■ What this task involves: Please transcribe the data below exactly. Leave the pictures out.

## Begin Data

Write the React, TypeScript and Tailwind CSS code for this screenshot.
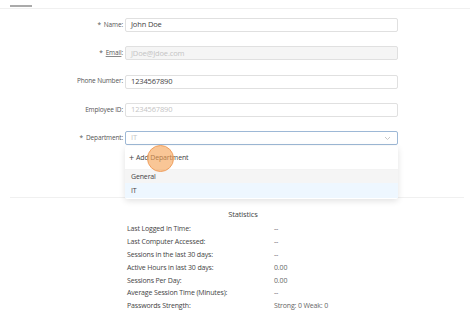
import { ReactNode } from 'react';

interface FieldProps {
	label: string;
	required?: boolean;
	underline?: boolean;
	children: ReactNode;
}

function Field({ label, required = false, underline = false, children }: FieldProps) {
	return (
		<div className="relative flex items-center h-[14px]">
			<div className="w-[125px] pr-[2px] text-right text-[6.5px] tracking-[-0.15px] text-[#555] whitespace-nowrap">
				{required && <span className="mr-[3px]">*</span>}
				<span className={underline ? 'underline decoration-[#888]' : ''}>{label}</span>:
			</div>
			{children}
		</div>
	);
}

const stats: { label: string; value: string }[] = [
	{ label: 'Last Logged In Time:', value: '--' },
	{ label: 'Last Computer Accessed:', value: '--' },
	{ label: 'Sessions in the last 30 days:', value: '--' },
	{ label: 'Active Hours in last 30 days:', value: '0.00' },
	{ label: 'Sessions Per Day:', value: '0.00' },
	{ label: 'Average Session Time (Minutes):', value: '--' },
	{ label: 'Passwords Strength:', value: 'Strong: 0 Weak: 0' },
];

export default function App() {
	return (
		<div className="w-[474px] h-[314px] overflow-hidden bg-white text-[7px] tracking-[-0.15px] leading-none text-[#333] font-['Open_Sans',sans-serif]">
			{/* tab strip */}
			<div className="h-[9px] pt-[5px] border-b border-[#f0f0f0] pl-[10px] mr-[4px]">
				<div className="w-[22px] h-[2px] bg-[#aaa]" />
			</div>

			{/* form */}
			<div className="flex flex-col gap-[14.25px] pt-[9px] text-[7.5px]">
				<Field label="Name" required>
					<div className="w-[273px] h-[14px] border border-[#e0e0e0] rounded-[2px] pl-[5px] flex items-center text-[#444]">
						John Doe
					</div>
				</Field>
				<Field label="Email" required underline>
					<div className="w-[273px] h-[14px] border border-[#e0e0e0] rounded-[2px] pl-[5px] flex items-center bg-[#f5f5f5] text-[#c4c4c4]">
						JDoe@Jdoe.com
					</div>
				</Field>
				<Field label="Phone Number">
					<div className="w-[273px] h-[14px] border border-[#e0e0e0] rounded-[2px] pl-[5px] flex items-center text-[#444]">
						1234567890
					</div>
				</Field>
				<Field label="Employee ID">
					<div className="w-[273px] h-[14px] border border-[#e0e0e0] rounded-[2px] pl-[5px] flex items-center text-[#c4c4c4]">
						1234567890
					</div>
				</Field>
				<Field label="Department" required>
					<div className="w-[273px] h-[14px] border border-[#9db8d6] rounded-[2px] pl-[5px] pr-[6px] flex items-center justify-between text-[#c4c4c4]">
						<span>IT</span>
						<svg width="7" height="5" viewBox="0 0 7 5" fill="none" stroke="#c8c8c8" strokeWidth="1">
							<path d="M1 1l2.5 2.5L6 1" />
						</svg>
					</div>

					{/* dropdown menu */}
					<div className="absolute left-[125px] top-[15px] w-[273px] h-[53px] z-10 bg-white rounded-[2px] shadow-[0_2px_6px_rgba(0,0,0,0.12)] flex flex-col text-[7px]">
						<div className="h-[24px] flex items-center pl-[4px] text-[#444] border-b border-[#f3f3f3]">
							<span className="text-[9px] mr-[2px] -mt-[1px]">+</span>Add Department
						</div>
						<div className="h-[13px] flex items-center pl-[6px] bg-[#f5f5f5] text-[#444]">General</div>
						<div className="h-[15px] flex items-center pl-[6px] bg-[#eef7ff] text-[#444]">IT</div>
					</div>

					{/* click highlight */}
					<div className="absolute left-[147px] top-[14px] w-[27px] h-[27px] z-20 rounded-full bg-[#f5a050]/60 border border-[#f0a060]" />
				</Field>
			</div>

			{/* divider */}
			<div className="mt-[52px] mx-[10px] border-t border-[#f0f0f0]" />

			{/* statistics */}
			<div className="pt-[13px] pl-[12px] text-center text-[7.5px] text-[#444]">Statistics</div>
			<div className="flex flex-col mt-[4px] pl-[127px]">
				{stats.map((s) => (
					<div key={s.label} className="flex items-center h-[12.8px]">
						<div className="w-[147px] text-[#444]">{s.label}</div>
						<div className="text-[#666]">{s.value}</div>
					</div>
				))}
			</div>
		</div>
	);
}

## End Data

■ Reply to the exercise:
Write the React, TypeScript and Tailwind CSS code for this screenshot.
import { ReactNode } from 'react';

interface FieldProps {
	label: string;
	required?: boolean;
	underline?: boolean;
	children: ReactNode;
}

function Field({ label, required = false, underline = false, children }: FieldProps) {
	return (
		<div className="relative flex items-center h-[14px]">
			<div className="w-[125px] pr-[2px] text-right text-[6.5px] tracking-[-0.15px] text-[#555] whitespace-nowrap">
				{required && <span className="mr-[3px]">*</span>}
				<span className={underline ? 'underline decoration-[#888]' : ''}>{label}</span>:
			</div>
			{children}
		</div>
	);
}

const stats: { label: string; value: string }[] = [
	{ label: 'Last Logged In Time:', value: '--' },
	{ label: 'Last Computer Accessed:', value: '--' },
	{ label: 'Sessions in the last 30 days:', value: '--' },
	{ label: 'Active Hours in last 30 days:', value: '0.00' },
	{ label: 'Sessions Per Day:', value: '0.00' },
	{ label: 'Average Session Time (Minutes):', value: '--' },
	{ label: 'Passwords Strength:', value: 'Strong: 0 Weak: 0' },
];

export default function App() {
	return (
		<div className="w-[474px] h-[314px] overflow-hidden bg-white text-[7px] tracking-[-0.15px] leading-none text-[#333] font-['Open_Sans',sans-serif]">
			{/* tab strip */}
			<div className="h-[9px] pt-[5px] border-b border-[#f0f0f0] pl-[10px] mr-[4px]">
				<div className="w-[22px] h-[2px] bg-[#aaa]" />
			</div>

			{/* form */}
			<div className="flex flex-col gap-[14.25px] pt-[9px] text-[7.5px]">
				<Field label="Name" required>
					<div className="w-[273px] h-[14px] border border-[#e0e0e0] rounded-[2px] pl-[5px] flex items-center text-[#444]">
						John Doe
					</div>
				</Field>
				<Field label="Email" required underline>
					<div className="w-[273px] h-[14px] border border-[#e0e0e0] rounded-[2px] pl-[5px] flex items-center bg-[#f5f5f5] text-[#c4c4c4]">
						JDoe@Jdoe.com
					</div>
				</Field>
				<Field label="Phone Number">
					<div className="w-[273px] h-[14px] border border-[#e0e0e0] rounded-[2px] pl-[5px] flex items-center text-[#444]">
						1234567890
					</div>
				</Field>
				<Field label="Employee ID">
					<div className="w-[273px] h-[14px] border border-[#e0e0e0] rounded-[2px] pl-[5px] flex items-center text-[#c4c4c4]">
						1234567890
					</div>
				</Field>
				<Field label="Department" required>
					<div className="w-[273px] h-[14px] border border-[#9db8d6] rounded-[2px] pl-[5px] pr-[6px] flex items-center justify-between text-[#c4c4c4]">
						<span>IT</span>
						<svg width="7" height="5" viewBox="0 0 7 5" fill="none" stroke="#c8c8c8" strokeWidth="1">
							<path d="M1 1l2.5 2.5L6 1" />
						</svg>
					</div>

					{/* dropdown menu */}
					<div className="absolute left-[125px] top-[15px] w-[273px] h-[53px] z-10 bg-white rounded-[2px] shadow-[0_2px_6px_rgba(0,0,0,0.12)] flex flex-col text-[7px]">
						<div className="h-[24px] flex items-center pl-[4px] text-[#444] border-b border-[#f3f3f3]">
							<span className="text-[9px] mr-[2px] -mt-[1px]">+</span>Add Department
						</div>
						<div className="h-[13px] flex items-center pl-[6px] bg-[#f5f5f5] text-[#444]">General</div>
						<div className="h-[15px] flex items-center pl-[6px] bg-[#eef7ff] text-[#444]">IT</div>
					</div>

					{/* click highlight */}
					<div className="absolute left-[147px] top-[14px] w-[27px] h-[27px] z-20 rounded-full bg-[#f5a050]/60 border border-[#f0a060]" />
				</Field>
			</div>

			{/* divider */}
			<div className="mt-[52px] mx-[10px] border-t border-[#f0f0f0]" />

			{/* statistics */}
			<div className="pt-[13px] pl-[12px] text-center text-[7.5px] text-[#444]">Statistics</div>
			<div className="flex flex-col mt-[4px] pl-[127px]">
				{stats.map((s) => (
					<div key={s.label} className="flex items-center h-[12.8px]">
						<div className="w-[147px] text-[#444]">{s.label}</div>
						<div className="text-[#666]">{s.value}</div>
					</div>
				))}
			</div>
		</div>
	);
}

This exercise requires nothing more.